> [WRITTEN PROBLEM] All of the material below is to be returned exactly.

> [AVAILABLE DATA]
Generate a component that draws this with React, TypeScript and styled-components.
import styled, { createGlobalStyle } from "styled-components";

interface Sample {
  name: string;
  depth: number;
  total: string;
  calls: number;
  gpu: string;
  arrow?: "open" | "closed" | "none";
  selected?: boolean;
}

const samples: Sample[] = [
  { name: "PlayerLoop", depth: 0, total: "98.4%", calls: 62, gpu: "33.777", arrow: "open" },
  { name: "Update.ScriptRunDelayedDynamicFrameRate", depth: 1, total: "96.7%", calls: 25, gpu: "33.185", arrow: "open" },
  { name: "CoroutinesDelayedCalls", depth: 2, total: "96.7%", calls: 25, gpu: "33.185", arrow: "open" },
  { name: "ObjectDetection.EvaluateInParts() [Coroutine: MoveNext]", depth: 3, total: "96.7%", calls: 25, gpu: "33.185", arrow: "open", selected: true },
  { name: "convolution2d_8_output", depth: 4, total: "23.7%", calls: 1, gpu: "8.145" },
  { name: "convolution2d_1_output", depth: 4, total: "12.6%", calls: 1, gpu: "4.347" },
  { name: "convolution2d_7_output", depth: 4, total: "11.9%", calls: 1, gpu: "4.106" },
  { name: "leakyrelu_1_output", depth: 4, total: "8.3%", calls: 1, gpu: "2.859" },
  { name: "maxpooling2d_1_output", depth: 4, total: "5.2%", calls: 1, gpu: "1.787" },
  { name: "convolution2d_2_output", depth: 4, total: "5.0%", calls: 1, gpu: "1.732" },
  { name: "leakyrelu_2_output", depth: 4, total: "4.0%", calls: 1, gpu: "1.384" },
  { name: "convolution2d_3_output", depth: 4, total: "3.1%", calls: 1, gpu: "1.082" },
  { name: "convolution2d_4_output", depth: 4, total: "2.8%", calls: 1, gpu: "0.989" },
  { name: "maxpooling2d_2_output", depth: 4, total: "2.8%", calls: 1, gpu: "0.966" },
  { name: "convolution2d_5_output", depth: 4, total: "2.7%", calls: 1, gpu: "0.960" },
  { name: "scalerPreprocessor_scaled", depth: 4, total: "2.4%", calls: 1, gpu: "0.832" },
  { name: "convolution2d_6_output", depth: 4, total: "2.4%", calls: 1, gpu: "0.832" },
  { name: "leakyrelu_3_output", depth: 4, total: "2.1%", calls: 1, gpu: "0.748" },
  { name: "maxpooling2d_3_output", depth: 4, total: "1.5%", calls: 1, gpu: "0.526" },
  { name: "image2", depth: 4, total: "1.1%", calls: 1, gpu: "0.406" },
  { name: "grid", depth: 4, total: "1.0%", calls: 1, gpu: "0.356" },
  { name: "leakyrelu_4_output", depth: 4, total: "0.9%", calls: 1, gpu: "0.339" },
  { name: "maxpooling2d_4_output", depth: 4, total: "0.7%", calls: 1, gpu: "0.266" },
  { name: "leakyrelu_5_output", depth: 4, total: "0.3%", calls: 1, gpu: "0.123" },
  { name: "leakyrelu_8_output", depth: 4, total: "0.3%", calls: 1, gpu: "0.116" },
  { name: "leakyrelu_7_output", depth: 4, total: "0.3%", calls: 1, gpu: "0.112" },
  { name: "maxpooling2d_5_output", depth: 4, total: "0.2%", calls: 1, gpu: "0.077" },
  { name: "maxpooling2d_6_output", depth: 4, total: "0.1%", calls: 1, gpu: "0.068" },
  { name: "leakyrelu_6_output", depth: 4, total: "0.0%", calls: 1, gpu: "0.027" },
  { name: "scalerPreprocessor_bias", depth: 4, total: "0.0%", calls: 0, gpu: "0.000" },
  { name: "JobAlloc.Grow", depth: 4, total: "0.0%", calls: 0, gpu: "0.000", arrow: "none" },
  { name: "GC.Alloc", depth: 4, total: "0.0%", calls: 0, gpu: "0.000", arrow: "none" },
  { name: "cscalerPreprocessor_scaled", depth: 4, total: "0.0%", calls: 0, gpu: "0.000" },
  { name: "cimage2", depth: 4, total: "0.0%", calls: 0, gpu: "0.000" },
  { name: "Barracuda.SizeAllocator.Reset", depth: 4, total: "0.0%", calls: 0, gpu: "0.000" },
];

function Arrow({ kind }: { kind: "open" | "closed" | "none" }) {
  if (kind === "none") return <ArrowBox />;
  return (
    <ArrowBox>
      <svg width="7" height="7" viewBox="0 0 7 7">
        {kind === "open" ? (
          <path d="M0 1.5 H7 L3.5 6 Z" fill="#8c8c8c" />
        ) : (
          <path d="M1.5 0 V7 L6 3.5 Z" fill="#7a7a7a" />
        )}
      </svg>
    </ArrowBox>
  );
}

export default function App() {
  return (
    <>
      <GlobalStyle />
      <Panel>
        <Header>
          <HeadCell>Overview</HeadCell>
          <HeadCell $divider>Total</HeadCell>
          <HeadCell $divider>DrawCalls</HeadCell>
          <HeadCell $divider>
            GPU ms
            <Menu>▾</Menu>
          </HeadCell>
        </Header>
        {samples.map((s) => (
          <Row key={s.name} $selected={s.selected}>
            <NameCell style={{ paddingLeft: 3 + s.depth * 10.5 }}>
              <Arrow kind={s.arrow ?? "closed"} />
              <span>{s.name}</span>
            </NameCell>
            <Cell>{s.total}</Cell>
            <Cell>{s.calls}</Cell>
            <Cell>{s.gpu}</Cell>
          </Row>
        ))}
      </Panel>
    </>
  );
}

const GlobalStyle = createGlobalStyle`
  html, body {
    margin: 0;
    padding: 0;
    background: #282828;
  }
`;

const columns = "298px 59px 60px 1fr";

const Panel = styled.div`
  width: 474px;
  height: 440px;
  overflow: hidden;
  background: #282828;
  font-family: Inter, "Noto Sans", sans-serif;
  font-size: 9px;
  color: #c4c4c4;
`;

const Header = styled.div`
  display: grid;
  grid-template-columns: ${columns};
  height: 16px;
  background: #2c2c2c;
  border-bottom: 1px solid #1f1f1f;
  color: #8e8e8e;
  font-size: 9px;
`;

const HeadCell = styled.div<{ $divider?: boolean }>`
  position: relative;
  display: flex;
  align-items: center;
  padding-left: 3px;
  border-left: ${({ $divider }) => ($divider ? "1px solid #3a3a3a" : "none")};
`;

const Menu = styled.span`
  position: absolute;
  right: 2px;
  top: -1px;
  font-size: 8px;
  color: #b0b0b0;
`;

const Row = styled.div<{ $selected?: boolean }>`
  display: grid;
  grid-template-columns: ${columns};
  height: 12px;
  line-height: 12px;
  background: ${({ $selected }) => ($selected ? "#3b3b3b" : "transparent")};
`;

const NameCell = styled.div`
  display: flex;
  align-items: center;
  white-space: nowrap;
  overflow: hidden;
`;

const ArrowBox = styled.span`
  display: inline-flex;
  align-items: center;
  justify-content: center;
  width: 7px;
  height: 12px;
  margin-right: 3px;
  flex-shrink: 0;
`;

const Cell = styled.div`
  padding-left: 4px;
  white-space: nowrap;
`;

> [SOLUTION TO THE PROBLEM]
Generate a component that draws this with React, TypeScript and styled-components.
import styled, { createGlobalStyle } from "styled-components";

interface Sample {
  name: string;
  depth: number;
  total: string;
  calls: number;
  gpu: string;
  arrow?: "open" | "closed" | "none";
  selected?: boolean;
}

const samples: Sample[] = [
  { name: "PlayerLoop", depth: 0, total: "98.4%", calls: 62, gpu: "33.777", arrow: "open" },
  { name: "Update.ScriptRunDelayedDynamicFrameRate", depth: 1, total: "96.7%", calls: 25, gpu: "33.185", arrow: "open" },
  { name: "CoroutinesDelayedCalls", depth: 2, total: "96.7%", calls: 25, gpu: "33.185", arrow: "open" },
  { name: "ObjectDetection.EvaluateInParts() [Coroutine: MoveNext]", depth: 3, total: "96.7%", calls: 25, gpu: "33.185", arrow: "open", selected: true },
  { name: "convolution2d_8_output", depth: 4, total: "23.7%", calls: 1, gpu: "8.145" },
  { name: "convolution2d_1_output", depth: 4, total: "12.6%", calls: 1, gpu: "4.347" },
  { name: "convolution2d_7_output", depth: 4, total: "11.9%", calls: 1, gpu: "4.106" },
  { name: "leakyrelu_1_output", depth: 4, total: "8.3%", calls: 1, gpu: "2.859" },
  { name: "maxpooling2d_1_output", depth: 4, total: "5.2%", calls: 1, gpu: "1.787" },
  { name: "convolution2d_2_output", depth: 4, total: "5.0%", calls: 1, gpu: "1.732" },
  { name: "leakyrelu_2_output", depth: 4, total: "4.0%", calls: 1, gpu: "1.384" },
  { name: "convolution2d_3_output", depth: 4, total: "3.1%", calls: 1, gpu: "1.082" },
  { name: "convolution2d_4_output", depth: 4, total: "2.8%", calls: 1, gpu: "0.989" },
  { name: "maxpooling2d_2_output", depth: 4, total: "2.8%", calls: 1, gpu: "0.966" },
  { name: "convolution2d_5_output", depth: 4, total: "2.7%", calls: 1, gpu: "0.960" },
  { name: "scalerPreprocessor_scaled", depth: 4, total: "2.4%", calls: 1, gpu: "0.832" },
  { name: "convolution2d_6_output", depth: 4, total: "2.4%", calls: 1, gpu: "0.832" },
  { name: "leakyrelu_3_output", depth: 4, total: "2.1%", calls: 1, gpu: "0.748" },
  { name: "maxpooling2d_3_output", depth: 4, total: "1.5%", calls: 1, gpu: "0.526" },
  { name: "image2", depth: 4, total: "1.1%", calls: 1, gpu: "0.406" },
  { name: "grid", depth: 4, total: "1.0%", calls: 1, gpu: "0.356" },
  { name: "leakyrelu_4_output", depth: 4, total: "0.9%", calls: 1, gpu: "0.339" },
  { name: "maxpooling2d_4_output", depth: 4, total: "0.7%", calls: 1, gpu: "0.266" },
  { name: "leakyrelu_5_output", depth: 4, total: "0.3%", calls: 1, gpu: "0.123" },
  { name: "leakyrelu_8_output", depth: 4, total: "0.3%", calls: 1, gpu: "0.116" },
  { name: "leakyrelu_7_output", depth: 4, total: "0.3%", calls: 1, gpu: "0.112" },
  { name: "maxpooling2d_5_output", depth: 4, total: "0.2%", calls: 1, gpu: "0.077" },
  { name: "maxpooling2d_6_output", depth: 4, total: "0.1%", calls: 1, gpu: "0.068" },
  { name: "leakyrelu_6_output", depth: 4, total: "0.0%", calls: 1, gpu: "0.027" },
  { name: "scalerPreprocessor_bias", depth: 4, total: "0.0%", calls: 0, gpu: "0.000" },
  { name: "JobAlloc.Grow", depth: 4, total: "0.0%", calls: 0, gpu: "0.000", arrow: "none" },
  { name: "GC.Alloc", depth: 4, total: "0.0%", calls: 0, gpu: "0.000", arrow: "none" },
  { name: "cscalerPreprocessor_scaled", depth: 4, total: "0.0%", calls: 0, gpu: "0.000" },
  { name: "cimage2", depth: 4, total: "0.0%", calls: 0, gpu: "0.000" },
  { name: "Barracuda.SizeAllocator.Reset", depth: 4, total: "0.0%", calls: 0, gpu: "0.000" },
];

function Arrow({ kind }: { kind: "open" | "closed" | "none" }) {
  if (kind === "none") return <ArrowBox />;
  return (
    <ArrowBox>
      <svg width="7" height="7" viewBox="0 0 7 7">
        {kind === "open" ? (
          <path d="M0 1.5 H7 L3.5 6 Z" fill="#8c8c8c" />
        ) : (
          <path d="M1.5 0 V7 L6 3.5 Z" fill="#7a7a7a" />
        )}
      </svg>
    </ArrowBox>
  );
}

export default function App() {
  return (
    <>
      <GlobalStyle />
      <Panel>
        <Header>
          <HeadCell>Overview</HeadCell>
          <HeadCell $divider>Total</HeadCell>
          <HeadCell $divider>DrawCalls</HeadCell>
          <HeadCell $divider>
            GPU ms
            <Menu>▾</Menu>
          </HeadCell>
        </Header>
        {samples.map((s) => (
          <Row key={s.name} $selected={s.selected}>
            <NameCell style={{ paddingLeft: 3 + s.depth * 10.5 }}>
              <Arrow kind={s.arrow ?? "closed"} />
              <span>{s.name}</span>
            </NameCell>
            <Cell>{s.total}</Cell>
            <Cell>{s.calls}</Cell>
            <Cell>{s.gpu}</Cell>
          </Row>
        ))}
      </Panel>
    </>
  );
}

const GlobalStyle = createGlobalStyle`
  html, body {
    margin: 0;
    padding: 0;
    background: #282828;
  }
`;

const columns = "298px 59px 60px 1fr";

const Panel = styled.div`
  width: 474px;
  height: 440px;
  overflow: hidden;
  background: #282828;
  font-family: Inter, "Noto Sans", sans-serif;
  font-size: 9px;
  color: #c4c4c4;
`;

const Header = styled.div`
  display: grid;
  grid-template-columns: ${columns};
  height: 16px;
  background: #2c2c2c;
  border-bottom: 1px solid #1f1f1f;
  color: #8e8e8e;
  font-size: 9px;
`;

const HeadCell = styled.div<{ $divider?: boolean }>`
  position: relative;
  display: flex;
  align-items: center;
  padding-left: 3px;
  border-left: ${({ $divider }) => ($divider ? "1px solid #3a3a3a" : "none")};
`;

const Menu = styled.span`
  position: absolute;
  right: 2px;
  top: -1px;
  font-size: 8px;
  color: #b0b0b0;
`;

const Row = styled.div<{ $selected?: boolean }>`
  display: grid;
  grid-template-columns: ${columns};
  height: 12px;
  line-height: 12px;
  background: ${({ $selected }) => ($selected ? "#3b3b3b" : "transparent")};
`;

const NameCell = styled.div`
  display: flex;
  align-items: center;
  white-space: nowrap;
  overflow: hidden;
`;

const ArrowBox = styled.span`
  display: inline-flex;
  align-items: center;
  justify-content: center;
  width: 7px;
  height: 12px;
  margin-right: 3px;
  flex-shrink: 0;
`;

const Cell = styled.div`
  padding-left: 4px;
  white-space: nowrap;
`;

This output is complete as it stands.